Holding — Per Curiam
- The Appellate Division of New Jersey held that there was no enforceable contract between Manning and LTC that included a termination without cause provision, and therefore, LTC did not breach any contract.
Rule
- A binding contract requires clear acceptance of essential terms, and if no valid contract exists, claims for breach of contract or related torts cannot be sustained.
Reasoning
- The Appellate Division reasoned that without a binding contract, Manning could not claim breach of contract or invoke the implied covenant of good faith and fair dealing.
- The court noted that the Board had to approve any employment contract, and since there was no resolution approving the contract that Manning claimed contained the termination provision, no contract existed.
- The court also found that Manning received his salary and benefits as agreed until the end of his employment, which further supported that there was no breach.

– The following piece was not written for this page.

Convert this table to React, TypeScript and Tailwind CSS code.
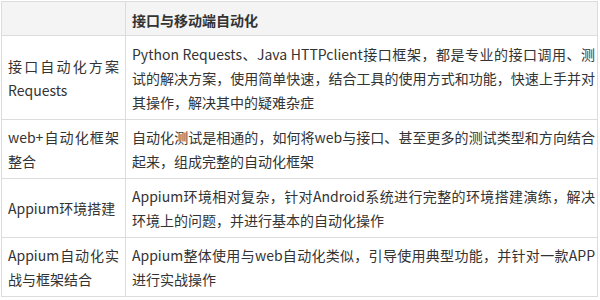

- Additionally, the court dismissed the negligent misrepresentation claims, stating that LTC and Elbaz did not owe Manning an independent duty beyond the contract.
- The tortious interference claim was dismissed because Elbaz acted within the scope of his employment, and there was no evidence linking his actions to Manning’s removal.
- Finally, the unjust enrichment claim was rejected as Manning had received full compensation for his work.
Deep Dive: How the Court Reached Its Decision
Court's Reasoning on Contract Existence
The court first addressed the fundamental issue of whether a valid and enforceable contract existed between Manning and LTC that included the termination without cause provision. It emphasized that a binding contract arises from offer and acceptance and must contain sufficiently definite terms to ascertain the performance required from each party. The court noted that the Board of Directors was required to approve all employment contracts at LTC, and there was no evidence of a resolution approving the contract Manning claimed to have agreed upon. Since the Board never voted on or passed a resolution for the alleged contract containing the termination provision, the court concluded there was no enforceable agreement. Additionally, the court highlighted that Manning continued to receive his salary and benefits until his departure, further indicating that there was no breach of contract on LTC's part. Without a valid contract, the court determined that Manning could not claim breach of contract or invoke the implied covenant of good faith and fair dealing.
Negligent Misrepresentation Claims
The court also examined the negligent misrepresentation claims against LTC and Elbaz. It stated that negligent misrepresentation is a tort that typically arises independent of a contractual relationship unless the breaching party owes an "independent duty" imposed by law. The court found that neither LTC nor Elbaz owed Manning such a duty beyond what was defined in the employment contract. Since the court ruled that no enforceable contract existed, it followed that there could be no tort claim for negligent misrepresentation based on the alleged misrepresentations regarding the contract's terms. Furthermore, it pointed out that Elbaz had joined LTC after the discussions regarding Manning's contract had already occurred, which precluded any possibility of him making misrepresentations about a contract that was never in effect.
Tortious Interference Claim
In reviewing the tortious interference claim against Elbaz, the court reiterated that such claims can only be made against parties that are not involved in the contractual relationship. It noted that if an employee or agent acts within the scope of their employment, they cannot be held liable for tortious interference. The court concluded that even if Elbaz was involved in the decision to remove Manning from his position as President and COO, there was insufficient evidence that he acted outside the scope of his employment with LTC. As such, the court found that the tortious interference claim could not survive because Elbaz was acting on behalf of the company and within his professional capacity.
Unjust Enrichment Claim
The court further evaluated the unjust enrichment claim, which asserts that one party has received a benefit that it should not retain without compensating the other party. The court determined that Manning had received his full salary and benefits for the duration of his employment, thus negating the basis for a claim of unjust enrichment. It explained that Manning could not establish that LTC had received any unjust benefit from him since he had been compensated as agreed until the end of his employment. Therefore, the court dismissed the unjust enrichment claim as well, reinforcing the conclusion that Manning had no grounds for his claims against LTC.
Conclusion of the Court
In conclusion, the court affirmed the lower court's decision to grant summary judgment in favor of LTC and Elbaz. It found that no reasonable juror could conclude that a binding contract existed that included the termination without cause provision, and consequently, there were no breaches or torts committed by the defendants. The court's reasoning highlighted the importance of formal approval processes in corporate settings, especially regarding employment contracts, and underscored that without a valid contract, claims for breach or related torts could not be sustained. Thus, all of Manning's claims were dismissed, leading to the affirmation of the lower court's ruling.